Oleh karena itu, untuk kepentingan pemeriksaan, Direktur Jenderal Pajak atau pejabat lain yang ditunjuk diberi wewenang untuk mengadakan pemeriksaan atas laporan keuangan, buku-buku, dan catatan lainnya serta pemeriksaan lain yang berkaitan dengan penentuan besarnya PPh yang terutang, kebenaran jumlah pajak dan jumlah pajak yang telah dikreditkan untuk menentukan besarnya kelebihan pembayaran pajak yang harus dikembalikan. Maksud pemeriksaan ini untuk memastikan bahwa uang yang akan dibayar kembali kepada Wajib Pajak sebagai restitusi itu adalah benar merupakan hak Wajib Pajak.
PPh Kurang Bayar
Berdasarkan UU PPh Pasal 29, apabila pajak yang terutang untuk suatu tahun pajak ternyata lebih besar daripada kredit pajak, maka kekurangan pembayaran pajak yang terutang harus dilunasi sebelum SPT Tahunan disampaikan. Ketentuan ini mewajibkan Wajib Pajak untuk melunasi kekurangan pembayaran pajak yang terutang sebelum SPT Tahunan disampaikan. Apabila tahun buku sama dengan tahun kalender, kekurangan pajak tersebut wajib dilunasi paling lambat tanggal 31 Maret bagi Wajib Pajak orang pribadi atau 30 April bagi Wajib Pajak badan setelah tahun pajak berakhir, sedangkan apabila tahun buku tidak sama dengan tahun kalender, misalnya dimulai tanggal 1 Juli sampai dengan 30 Juni, kekurangan pajak wajib dilunasi paling lambat tanggal 30 September bagi Wajib Pajak orang pribadi atau 31 Oktober bagi Wajib Pajak badan.

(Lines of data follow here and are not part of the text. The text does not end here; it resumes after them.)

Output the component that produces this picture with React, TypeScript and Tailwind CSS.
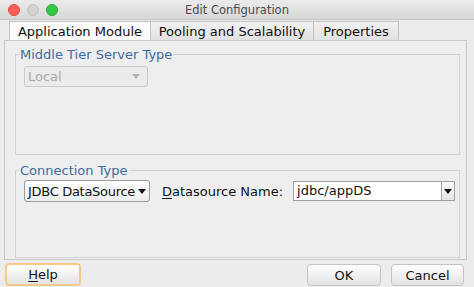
import React from "react";

function Arrow({ color = "#111" }: { color?: string }) {
  return (
    <svg width="8" height="5" viewBox="0 0 8 5" className="shrink-0">
      <polygon points="0,0 8,0 4,5" fill={color} />
    </svg>
  );
}

export default function App() {
  return (
    <div className="w-[474px] h-[287px] overflow-hidden bg-[#ececec] flex flex-col font-['DejaVu_Sans','Liberation_Sans',sans-serif] text-[13px] text-[#111111]">
      {/* title bar */}
      <div className="h-[20px] shrink-0 flex items-center bg-gradient-to-b from-[#ebebeb] to-[#d8d8d8] border-b border-[#c4c4c4]">
        <div className="w-[70px] flex items-center gap-[7px] pl-[8px]">
          <span className="w-[12px] h-[12px] rounded-full bg-[#fc5f57] border border-[#e1473f]" />
          <span className="w-[12px] h-[12px] rounded-full bg-[#d3d3d3] border border-[#c0c0c0]" />
          <span className="w-[12px] h-[12px] rounded-full bg-[#35c94a] border border-[#28ab36]" />
        </div>
        <div className="flex-1 text-center text-[11.5px] leading-[14px] text-[#4a4a4a]">Edit Configuration</div>
        <div className="w-[70px]" />
      </div>

      {/* tabs */}
      <div className="h-[20px] shrink-0 flex items-end pl-[9px]">
        <div className="w-[142px] h-[19px] flex items-center justify-center leading-[15px] bg-[#fafafa] border border-b-0 border-[#c2c2c2]">
          Application Module
        </div>
        <div className="w-[163px] h-[19px] flex items-center justify-center leading-[15px] bg-gradient-to-b from-[#f1f1f1] to-[#e1e1e1] border border-l-0 border-b-0 border-[#c2c2c2]">
          Pooling and Scalability
        </div>
        <div className="w-[85px] h-[19px] flex items-center justify-center leading-[15px] bg-gradient-to-b from-[#f1f1f1] to-[#e1e1e1] border border-l-0 border-b-0 border-[#c2c2c2]">
          Properties
        </div>
      </div>

      {/* panel */}
      <div className="ml-[4px] w-[463px] h-[220px] shrink-0 border border-[#c8c8c8] bg-[#eeeeee] flex flex-col">
        <fieldset className="mt-[6px] ml-[10px] mr-[6px] h-[108px] border border-[#d2d2d2] flex flex-col">
          <legend className="ml-[3px] px-[1px] leading-[15px] text-[#3d6b9e]">Middle Tier Server Type</legend>
          <div className="mt-[4px] ml-[8px] w-[124px] h-[21px] rounded-[3px] border border-[#cbcbcb] bg-[#ebebeb] flex items-center pl-[3px] pr-[7px] text-[#a9a9a9]">
            <span className="flex-1 leading-[15px]">Local</span>
            <Arrow color="#b3b3b3" />
          </div>
        </fieldset>

        <fieldset className="mt-[8px] ml-[10px] mr-[6px] h-[95px] border border-[#d2d2d2] flex flex-col">
          <legend className="ml-[3px] px-[1px] leading-[15px] text-[#3d6b9e]">Connection Type</legend>
          <div className="mt-[2px] ml-[8px] flex items-center">
            <div className="w-[126px] h-[22px] rounded-[3px] border border-[#9c9c9c] bg-gradient-to-b from-[#ffffff] to-[#ececec] flex items-center pl-[3px] pr-[3px]">
              <span className="flex-1 leading-[15px] whitespace-nowrap tracking-[-0.3px]">JDBC DataSource</span>
              <Arrow />
            </div>
            <span className="ml-[12px] leading-[15px] whitespace-nowrap">
              <span className="underline underline-offset-2">D</span>atasource Name:
            </span>
            <div className="ml-[10px] w-[162px] h-[20px] border border-[#9f9f9f] bg-white flex items-stretch">
              <span className="flex-1 pl-[3px] leading-[18px]">jdbc/appDS</span>
              <div className="w-[13px] border-l border-[#a3a3a3] bg-gradient-to-b from-[#fbfbfb] to-[#e4e4e4] flex items-center justify-center">
                <Arrow />
              </div>
            </div>
          </div>
        </fieldset>
      </div>

      {/* buttons */}
      <div className="flex items-start pt-[3px]">
        <button className="ml-[5px] w-[76px] h-[23px] rounded-[4px] border-2 border-[#f5c98c] bg-gradient-to-b from-[#ffffff] to-[#e4e4e4] flex items-center justify-center leading-[15px]">
          <span><span className="underline underline-offset-2">H</span>elp</span>
        </button>
        <div className="flex-1" />
        <button className="mt-[1px] w-[74px] h-[22px] rounded-[4px] border border-[#c4c4c4] bg-gradient-to-b from-[#ffffff] to-[#e2e2e2] flex items-center justify-center leading-[15px]">
          OK
        </button>
        <button className="mt-[1px] ml-[10px] mr-[10px] w-[73px] h-[22px] rounded-[4px] border border-[#c4c4c4] bg-gradient-to-b from-[#ffffff] to-[#e2e2e2] flex items-center justify-center leading-[15px]">
          Cancel
        </button>
      </div>
    </div>
  );
}
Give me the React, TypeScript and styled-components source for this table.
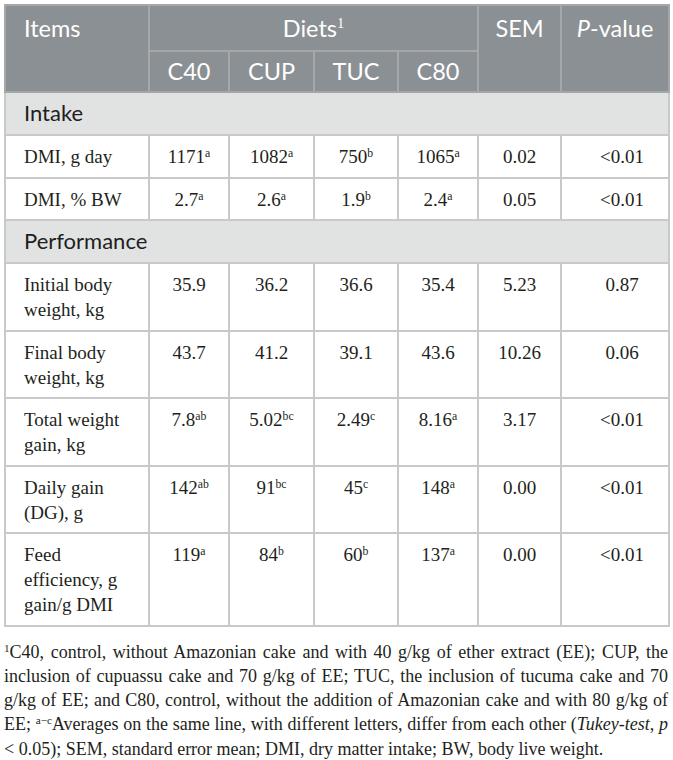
import React from "react";
import styled, { createGlobalStyle } from "styled-components";

const Global = createGlobalStyle`
  html, body { margin: 0; padding: 0; background: #ffffff; }
  body { font-family: "Liberation Serif", "Times New Roman", serif; color: #231f20; }
`;

const Page = styled.div`
  padding: 4px 5px 0 4px;
  width: 673px;
  box-sizing: border-box;
`;

const Table = styled.table`
  width: 664px;
  table-layout: fixed;
  border-collapse: collapse;
  border: 2px solid #c9c9c9;
`;

const HeadCell = styled.th<{ $align?: string; $pl?: number; $pt?: number }>`
  background: #8b9094;
  color: #ffffff;
  font-family: Lato, "Open Sans", sans-serif;
  font-weight: 400;
  font-size: 23.5px;
  line-height: 28px;
  text-align: ${(p) => p.$align || "center"};
  vertical-align: top;
  padding: ${(p) => p.$pt ?? 8}px 4px ${(p) => p.$pt ?? 8}px ${(p) => p.$pl ?? 4}px;
  border: 2px solid #a4a8aa;
`;

const HeadRow = styled.tr<{ $h: number }>`
  height: ${(p) => p.$h}px;
`;

const SectionCell = styled.td`
  background: #e1e3e2;
  font-family: Lato, "Open Sans", sans-serif;
  font-size: 22px;
  line-height: 26px;
  padding: 7px 18px 8px 18px;
  border: 2px solid #c9c9c9;
  color: #1e1e1e;
`;

const Cell = styled.td<{ $left?: boolean; $pl?: number }>`
  font-family: "Liberation Serif", "Times New Roman", serif;
  font-size: 19px;
  line-height: 25px;
  text-align: ${(p) => (p.$left ? "left" : "center")};
  vertical-align: top;
  padding: 8px ${(p) => (p.$left ? 12 : 4)}px 7.5px ${(p) => (p.$left ? 18 : p.$pl ?? 4)}px;
  border: 2px solid #c9c9c9;
  color: #231f20;
`;

const Sup = styled.sup`
  font-size: 0.62em;
  line-height: 0;
  vertical-align: 0.55em;
`;

const HeadSup = styled.sup`
  font-family: "Liberation Serif", serif;
  font-size: 0.62em;
  line-height: 0;
  vertical-align: 0.6em;
`;

const Footnote = styled.p`
  margin: 13px 0 0 0;
  font-family: "Liberation Serif", "Times New Roman", serif;
  font-size: 18px;
  line-height: 24.3px;
  text-align: justify;
  color: #231f20;
`;

type Val = [string, string?];
type Row = { label: string; vals: Val[]; sem: string; p: string };

const intake: Row[] = [
  { label: "DMI, g day", vals: [["1171", "a"], ["1082", "a"], ["750", "b"], ["1065", "a"]], sem: "0.02", p: "<0.01" },
  { label: "DMI, % BW", vals: [["2.7", "a"], ["2.6", "a"], ["1.9", "b"], ["2.4", "a"]], sem: "0.05", p: "<0.01" },
];

const performance: Row[] = [
  { label: "Initial body weight, kg", vals: [["35.9"], ["36.2"], ["36.6"], ["35.4"]], sem: "5.23", p: "0.87" },
  { label: "Final body weight, kg", vals: [["43.7"], ["41.2"], ["39.1"], ["43.6"]], sem: "10.26", p: "0.06" },
  { label: "Total weight gain, kg", vals: [["7.8", "ab"], ["5.02", "bc"], ["2.49", "c"], ["8.16", "a"]], sem: "3.17", p: "<0.01" },
  { label: "Daily gain (DG), g", vals: [["142", "ab"], ["91", "bc"], ["45", "c"], ["148", "a"]], sem: "0.00", p: "<0.01" },
  { label: "Feed efficiency, g gain/g DMI", vals: [["119", "a"], ["84", "b"], ["60", "b"], ["137", "a"]], sem: "0.00", p: "<0.01" },
];

const DataRow = ({ row }: { row: Row }) => (
  <tr>
    <Cell $left>{row.label}</Cell>
    {row.vals.map(([v, s], i) => (
      <Cell key={i}>
        {v}
        {s && <Sup>{s}</Sup>}
      </Cell>
    ))}
    <Cell>{row.sem}</Cell>
    <Cell $pl={18}>{row.p}</Cell>
  </tr>
);

export default function App() {
  return (
    <Page>
      <Global />
      <Table>
        <colgroup>
          <col style={{ width: 144 }} />
          <col style={{ width: 80 }} />
          <col style={{ width: 85 }} />
          <col style={{ width: 84 }} />
          <col style={{ width: 80 }} />
          <col style={{ width: 83 }} />
          <col style={{ width: 108 }} />
        </colgroup>
        <thead>
          <HeadRow $h={46}>
            <HeadCell rowSpan={2} $align="left" $pl={18}>Items</HeadCell>
            <HeadCell colSpan={4}>
              Diets<HeadSup>1</HeadSup>
            </HeadCell>
            <HeadCell rowSpan={2}>SEM</HeadCell>
            <HeadCell rowSpan={2}>
              <i>P</i>-value
            </HeadCell>
          </HeadRow>
          <HeadRow $h={41}>
            <HeadCell $pt={5}>C40</HeadCell>
            <HeadCell $pt={5}>CUP</HeadCell>
            <HeadCell $pt={5}>TUC</HeadCell>
            <HeadCell $pt={5}>C80</HeadCell>
          </HeadRow>
        </thead>
        <tbody>
          <tr>
            <SectionCell colSpan={7}>Intake</SectionCell>
          </tr>
          {intake.map((r) => (
            <DataRow key={r.label} row={r} />
          ))}
          <tr>
            <SectionCell colSpan={7}>Performance</SectionCell>
          </tr>
          {performance.map((r) => (
            <DataRow key={r.label} row={r} />
          ))}
        </tbody>
      </Table>
      <Footnote>
        <Sup>1</Sup>C40, control, without Amazonian cake and with 40 g/kg of ether extract (EE); CUP, the
        inclusion of cupuassu cake and 70 g/kg of EE; TUC, the inclusion of tucuma cake and 70 g/kg of EE;
        and C80, control, without the addition of Amazonian cake and with 80 g/kg of EE; <Sup>a−c</Sup>Averages
        on the same line, with different letters, differ from each other (<i>Tukey-test</i>, <i>p</i> &lt; 0.05);
        SEM, standard error mean; DMI, dry matter intake; BW, body live weight.
      </Footnote>
    </Page>
  );
}
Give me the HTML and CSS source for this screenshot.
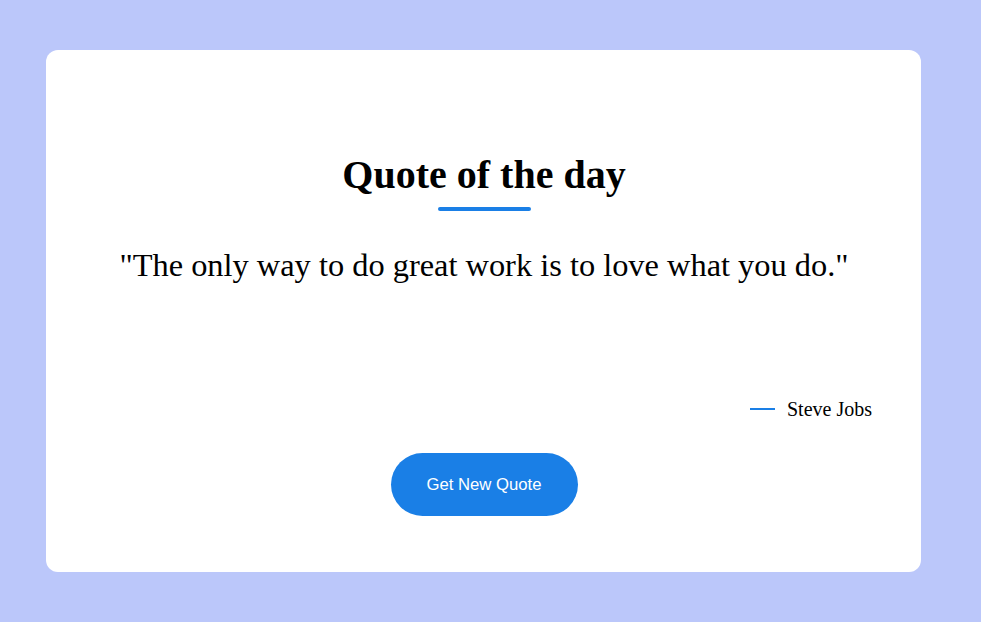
FILE: index.html
```html
<!DOCTYPE html>
<html>
<head>
<meta charset="utf-8">
<link rel="stylesheet" href="styles.css">
</head>
<body>
<main class="card">
  <h1 class="title">Quote of the day</h1>
  <div class="rule"></div>
  <p class="quote">"The only way to do great work is to love what you do."</p>
  <div class="author"><span class="dash"></span><span class="name">Steve Jobs</span></div>
  <button class="btn">Get New Quote</button>
</main>
</body>
</html>
```
FILE: styles.css
```css
html, body { margin: 0; padding: 0; }
body {
  background: #bbc7fa;
  width: 981px;
  height: 622px;
  box-sizing: border-box;
  padding: 50px 60px 50px 46px;
  font-family: "Liberation Serif", "Times New Roman", serif;
  overflow: hidden;
}
.card {
  background: #fff;
  border-radius: 12px;
  height: 522px;
  box-sizing: border-box;
  display: flex;
  flex-direction: column;
  align-items: center;
  padding: 0 49px 0 50px;
}
.title {
  margin: 101px 0 0;
  font-size: 40px;
  font-weight: bold;
  line-height: 48px;
  color: #000;
}
.rule {
  width: 93px;
  height: 4px;
  border-radius: 2px;
  background: #1a7fe6;
  margin-top: 8px;
}
.quote {
  margin: 34px 0 0;
  font-size: 32.4px;
  line-height: 40px;
  color: #000;
}
.author {
  align-self: stretch;
  display: flex;
  justify-content: flex-end;
  align-items: center;
  gap: 12px;
  margin-top: 112px;
  font-size: 20px;
  line-height: 24px;
}
.dash {
  width: 25px;
  height: 2px;
  background: #1a7fe6;
}
.name { color: #000; }
.btn {
  margin-top: 32px;
  width: 187px;
  height: 63px;
  border: none;
  border-radius: 32px;
  background: #1a7fe6;
  color: #fff;
  font-family: "Liberation Sans", Arial, sans-serif;
  font-size: 16.7px;
  cursor: pointer;
}
```
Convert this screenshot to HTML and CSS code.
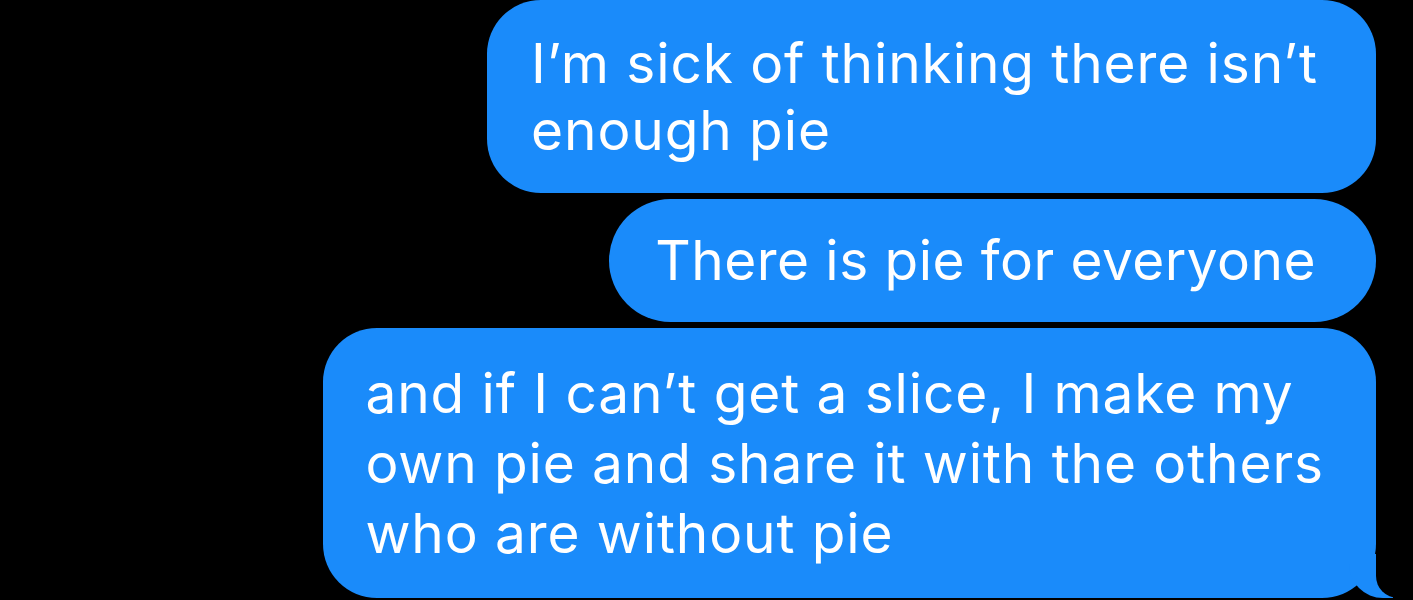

Adapun perhitungan untuk tarif PPh Pasal 29 adalah PPh Terutang dikurangi angsuran PPh Pasal 25 (PPh Pasal 29 =PPh terutang - angsuran PPh Pasal 25).
Perlu diketahui bahwa PPh Pasal 29 dan PPh Pasal 25 itu berbeda. Jika dilihat pada rumus di atas, PPh Pasal 25 justru menjadi faktor yang mengurangi PPh Pasal 29. Masih banyak masyarakat yang sering terjebak di sini. Padahal, untuk membedakannya sebenarnya cukup mudah.
PPh Pasal 29 kunci utamanya adalah pelunasan, maksudnya adalah PPh Pasal 29 merupakan kekurangan pajak (kekurangan bayar pajak setelah dikurangi pajak-pajak lainnya) yang terutang dan harus dibayarkan sebelum menyelesaikan pelaporan SPT Tahunan. Sedangkan, PPh Pasal 25 adalah angsuran pajak yang harus dibayarkan oleh Wajib Pajak setiap bulannya dan pada tahun berikutnya dapat digunakan Wajib Pajak sebagai pengurang pajak sebelum didapat angka PPh Pasal 29.